Thierry Lambert explique aux élèves "pourquoi il faut transformer l’État" : "Ce n’est pas nouveau, c’est la mutabilité des services publics, qui doivent se réinventer pour répondre aux besoins de nos concitoyens, et aux mutations technologiques".
Sortir des silos administratifs
Pour le DITP, la "boussole" qui doit guider cette transformation est le triptyque qui doit guider une action publique "plus proche, plus simple, plus efficace". Thierry Lambert insiste sur la notion de proximité : "Pendant la crise sanitaire, les acteurs de terrain se sont retrouvés face à des situations inédites, sans instructions. Ils ont dû sortir du modèle bureaucratique, prendre des initiatives. On a pris conscience que les solutions viendraient du terrain, grâce à l’intelligence collective, en sortant des silos administratifs".
Nathalie Colin, directrice générale de l’administration et de la fonction publique, affirme elle aussi que "les agents sont au cœur de la transformation publique". "Ça semble un peu incantatoire, reconnaît-elle, mais aujourd’hui, cette volonté de transformation de l’État se traduit concrètement". Elle cite "la vision très territorialisée de la politique des ressources humaines conduite par la DGAFP" : "C’est une administration 'd’état-major' ; nous devons être attentifs au terrain."
Se mettre "à portée de baffe"
Pour Sébastien Soriano, directeur de l’Institut national de l’information géographique et forestière, "on ne peut plus juste dire qu’il faut innover, ou faire du numérique ; il faut repenser la matrice". "Aujourd’hui, on est prisonnier d’une mythologie de l’action publique, à laquelle on a été biberonné par notre culture, nos études, etc.". Il pose trois questions : celle de la place de l’État, qu’il qualifie de "philosophie du noyau", et à laquelle "doit se substituer une philosophie de l’écosystème". Celle de "la culture du chiffre", qui "nous fait vivre dans une abstraction" : "On aurait une représentation de la réalité par les chiffres… Il faut y substituer l’expérience, se mettre à portée de baffe". Celle, enfin, du contrôle : "On pense que l’un des super pouvoirs de l’État, c’est le contrôle. En fait, c’est l’entraînement : autoriser, donner du pouvoir d’agir aux acteurs de terrain".
"l’expérience employé"
Pierre E. Rodrigue, sous-ministre du ministère de la Cybersécurité et du Numérique au Québec, qui participait à distance à la table ronde, parle de son côté de "l’expérience employé". "Si l’on veut que les fonctionnaires rendent service à la population, il faut leur donner les outils technologiques, mais aussi la possibilité, au niveau local, d’ajuster le service aux besoins. C’est une sorte de liberté d’action par rapport au type de clientèle". Il rappelle qu’au Québec, "on est en Amérique du Nord, avec l’influence du secteur privé, et une vision plus mercantile des choses". "On regarde la transformation sous l’angle des bénéfices : réduire les coûts de l’administration, s’assurer que les citoyens en ont pour leur argent".
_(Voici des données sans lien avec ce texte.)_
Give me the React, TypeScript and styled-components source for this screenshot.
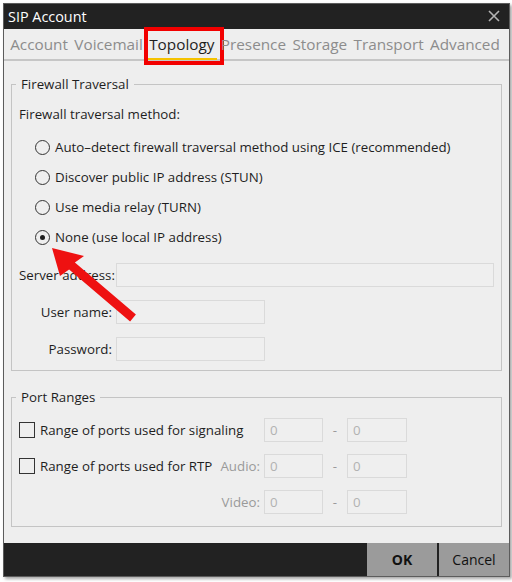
import React from "react";
import styled, { createGlobalStyle } from "styled-components";

const FONT = `"Open Sans", "Noto Sans", "Liberation Sans", sans-serif`;
const TEXT = "13.3px";

const TABS = ["Account", "Voicemail", "Topology", "Presence", "Storage", "Transport", "Advanced"];

const METHODS = [
  "Auto–detect firewall traversal method using ICE (recommended)",
  "Discover public IP address (STUN)",
  "Use media relay (TURN)",
  "None (use local IP address)",
];

const PORT_ROWS = [
  { label: "Range of ports used for signaling", sub: "" },
  { label: "Range of ports used for RTP", sub: "Audio:" },
  { label: "", sub: "Video:" },
];

export default function App() {
  return (
    <Page>
      <GlobalStyle />
      <Window>
        <TitleBar>
          <Title>SIP Account</Title>
          <CloseIcon width="12" height="12" viewBox="0 0 12 12">
            <path d="M1 1 L11 11 M11 1 L1 11" stroke="#b4b4b4" strokeWidth="1.6" />
          </CloseIcon>
        </TitleBar>
        <TabBar>
          {TABS.map((t) => (
            <Tab key={t} $active={t === "Topology"}>
              {t}
            </Tab>
          ))}
        </TabBar>
        <Content>
          <Group>
            <Legend>Firewall Traversal</Legend>
            <MethodLabel>Firewall traversal method:</MethodLabel>
            <RadioList>
              {METHODS.map((m, i) => (
                <RadioRow key={m}>
                  <Radio $checked={i === 3} />
                  {m}
                </RadioRow>
              ))}
            </RadioList>
            <ServerGrid>
              <FieldLabel>Server address:</FieldLabel>
              <Input />
              <FieldLabel>User name:</FieldLabel>
              <Input $width={149} />
              <FieldLabel>Password:</FieldLabel>
              <Input $width={149} />
            </ServerGrid>
          </Group>
          <Group $ports>
            <Legend>Port Ranges</Legend>
            <PortGrid>
              {PORT_ROWS.map((r, i) => (
                <React.Fragment key={i}>
                  {r.label ? <Checkbox /> : <span />}
                  <PortLabel>{r.label}</PortLabel>
                  <SubLabel>{r.sub}</SubLabel>
                  <Input>0</Input>
                  <Dash>-</Dash>
                  <Input>0</Input>
                </React.Fragment>
              ))}
            </PortGrid>
          </Group>
        </Content>
        <Footer>
          <FooterButton $primary>OK</FooterButton>
          <FooterButton>Cancel</FooterButton>
        </Footer>
      </Window>
      <ArrowOverlay width="512" height="582" viewBox="0 0 512 582">
        <polygon
          points="52,248 84,256 74.9,262.6 135.9,314.6 130.1,321.4 69.1,269.4 60,276"
          fill="#ee1111"
        />
      </ArrowOverlay>
    </Page>
  );
}

const GlobalStyle = createGlobalStyle`
  html, body {
    margin: 0;
    background: #ffffff;
  }
  * {
    box-sizing: border-box;
  }
`;

const Page = styled.div`
  position: relative;
  width: 512px;
  height: 582px;
  padding: 3px;
  font-family: ${FONT};
`;

const Window = styled.div`
  width: 507px;
  height: 574px;
  display: flex;
  flex-direction: column;
  background: #eeeeee;
  border: 1px solid #5c5c5c;
  box-shadow: 2px 2px 3px rgba(0, 0, 0, 0.35);
`;

const TitleBar = styled.div`
  height: 25px;
  flex: none;
  display: flex;
  align-items: center;
  justify-content: space-between;
  padding: 0 9px 1px 4px;
  background: #222222;
`;

const Title = styled.div`
  color: #ffffff;
  font-size: 14.4px;
`;

const CloseIcon = styled.svg`
  display: block;
`;

const TabBar = styled.div`
  height: 32px;
  flex: none;
  display: flex;
  align-items: center;
  padding-left: 3px;
  border-bottom: 2px solid #c6c6c6;
`;

const Tab = styled.div<{ $active?: boolean }>`
  position: relative;
  height: 100%;
  display: flex;
  align-items: center;
  padding: 0 3.2px;
  font-size: 15.3px;
  white-space: nowrap;
  color: ${(p) => (p.$active ? "#1e1e1e" : "#8c8c8c")};
  ${(p) =>
    p.$active &&
    `
    &::before {
      content: "";
      position: absolute;
      left: 1px;
      right: 1px;
      bottom: -1px;
      height: 2px;
      background: #f5c200;
    }
    &::after {
      content: "";
      position: absolute;
      top: -2px;
      left: -2px;
      right: -6px;
      bottom: -6px;
      border: 4px solid #f20000;
    }
  `}
`;

const Content = styled.div`
  flex: 1;
  display: flex;
  flex-direction: column;
  gap: 17px;
  padding: 14px 7px 0 7px;
`;

const Group = styled.fieldset<{ $ports?: boolean }>`
  margin: 0;
  min-width: 0;
  padding: 0 7px ${(p) => (p.$ports ? "12px" : "9px")} 7px;
  border: 1px solid #c4c4c4;
`;

const Legend = styled.legend`
  margin-left: -3px;
  padding: 0 5px;
  font-size: ${TEXT};
  line-height: 18px;
  color: #1e1e1e;
`;

const MethodLabel = styled.div`
  margin-top: 12px;
  font-size: ${TEXT};
  line-height: 18px;
  color: #1e1e1e;
`;

const RadioList = styled.div`
  margin: 9px 0 0 16px;
  display: flex;
  flex-direction: column;
`;

const RadioRow = styled.div`
  height: 30px;
  display: flex;
  align-items: center;
  gap: 5px;
  font-size: ${TEXT};
  color: #1e1e1e;
`;

const Radio = styled.span<{ $checked?: boolean }>`
  width: 15px;
  height: 15px;
  flex: none;
  border: 1px solid #333333;
  border-radius: 50%;
  display: flex;
  align-items: center;
  justify-content: center;
  &::after {
    content: "";
    width: 5px;
    height: 5px;
    border-radius: 50%;
    background: ${(p) => (p.$checked ? "#1e1e1e" : "transparent")};
  }
`;

const ServerGrid = styled.div`
  margin-top: 11px;
  display: grid;
  grid-template-columns: 93px 1fr;
  column-gap: 4px;
  row-gap: 13px;
  align-items: center;
`;

const FieldLabel = styled.div`
  text-align: right;
  font-size: ${TEXT};
  color: #1e1e1e;
  white-space: nowrap;
`;

const Input = styled.div<{ $width?: number }>`
  height: 24px;
  width: ${(p) => (p.$width ? `${p.$width}px` : "auto")};
  display: flex;
  align-items: center;
  padding-left: 5px;
  background: #efefef;
  border: 1px solid #dadada;
  font-size: ${TEXT};
  color: #b2b2b2;
`;

const PortGrid = styled.div`
  margin-top: 12px;
  display: grid;
  grid-template-columns: 21px 180px 44px 59px 24px 60px;
  row-gap: 12px;
  align-items: center;
`;

const Checkbox = styled.span`
  width: 16px;
  height: 16px;
  border: 1px solid #333333;
`;

const PortLabel = styled.div`
  font-size: ${TEXT};
  color: #1e1e1e;
  white-space: nowrap;
`;

const SubLabel = styled.div`
  text-align: right;
  padding-right: 4px;
  font-size: ${TEXT};
  color: #9a9a9a;
`;

const Dash = styled.div`
  text-align: center;
  font-size: ${TEXT};
  color: #9a9a9a;
`;

const Footer = styled.div`
  height: 33px;
  flex: none;
  display: flex;
  justify-content: flex-end;
  gap: 2px;
  background: #222222;
`;

const FooterButton = styled.div<{ $primary?: boolean }>`
  width: 70px;
  display: flex;
  align-items: center;
  justify-content: center;
  background: #9b9b9b;
  font-size: 14px;
  font-weight: ${(p) => (p.$primary ? 700 : 400)};
  color: #111111;
`;

const ArrowOverlay = styled.svg`
  position: absolute;
  left: 0;
  top: 0;
  pointer-events: none;
`;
Autre piste suggérée pour "transformer l’action publique" : mettre les citoyens au cœur de cette transformation. Nadège Guiraud, directrice des programmes et des projets de l’association "La 27e Région", estime ainsi que "les citoyens doivent être associés dans tout le cycle des politiques publiques, et pas seulement au moment de leur conception". "Penser une administration partagée, ouverte, c’est la voie pour rendre plus désirable l’action publique", suggère-t-elle.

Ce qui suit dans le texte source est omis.